Введение Лено содержит ряд слабых мест, которые характеризуют остальную часть исследования Лено: ложные утверждения; намеренный обман; «порочный круг в доказательстве», т. е. признание истинными утверждений, которые нуждаются в доказательстве, или «подмена посылки желательным для себя выводом», и приверженность антикоммунизму. Любая из них оказалась бы фатальной для любого исторического исследования.

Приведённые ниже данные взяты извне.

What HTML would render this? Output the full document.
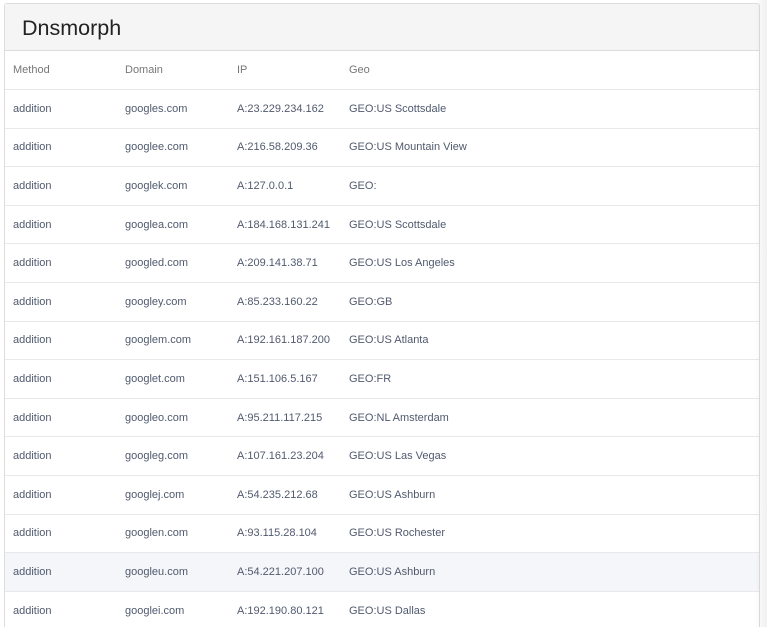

Лено описывает группу членов партии, в которую входил Леонид Николаев, убийца Кирова, следующим образом:
Чтобы ликвидировать различия между авангардом и массами, коммунистические руководители в 1920-е и в начале 1930-х годов набирали заводских рабочих в партию в больших количествах. Будучи коммунистами, эти «выдвиженцы» получали выгоду от работы в учреждениях, а также лучшие квартиры, лучшие пайки и превосходные возможности для получения образования…. Сотни тысяч других получали образование и делали профессиональные и бюрократические карьеры, став основой Советского государства к 1940-м годам. Однако другие, которых заставили работать на должностях, к которым они были плохо подготовлены или не подготовлены вообще, потерпели неудачу…
Потом Лено описывает Николаева как «одного из этих неудачников»:
…безработный коммунист Леонид Николаев…. был на дюжине работ с тех пор, как он вступил в партию в 1924 г., во время набора в партию, который последовал за смертью Ленина. Он был безработным с момента его последнего увольнения в апреле 1934 г. (Л 2).

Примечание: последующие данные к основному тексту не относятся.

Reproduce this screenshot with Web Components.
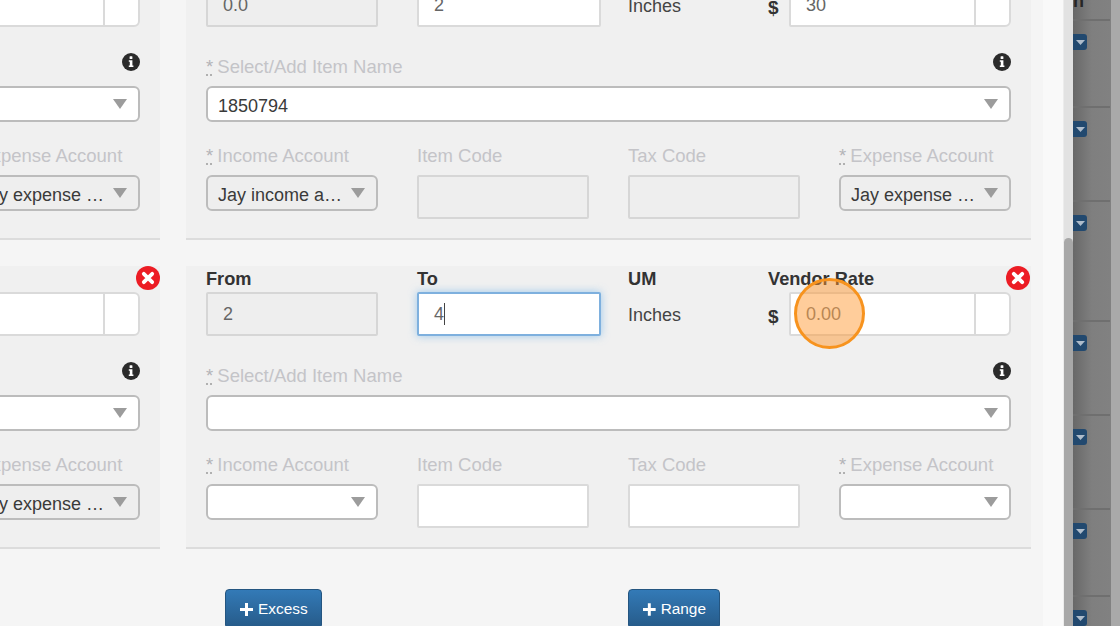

Лено ошибается: Николаев был кем угодно кроме «неудачника». Николаеву удалось сбежать с обычной работы заводским рабочим. Он переходил с одной на другую более высокооплачиваемую работу в учреждениях, пока его не уволили в апреле 1934 г. Это предполагает, что у него наверняка были «высокопоставленные друзья», влиятельные люди, которые могли находить ему такие должности. Уволенный с непыльной работы с хорошим жалованьем из-за того, что он отказался уезжать из Ленинграда по партийному поручению, Николаев решил не искать другую работу. Это согласуется с его участием в зиновьевском заговоре, хотя, конечно, это не доказывает его. С 1917 по 1926 г. Зиновьев был Председателем Петроградского, а потом Ленинградского Совета — политическим лидером Ленинградской партии. Ему на смену пришел Киров.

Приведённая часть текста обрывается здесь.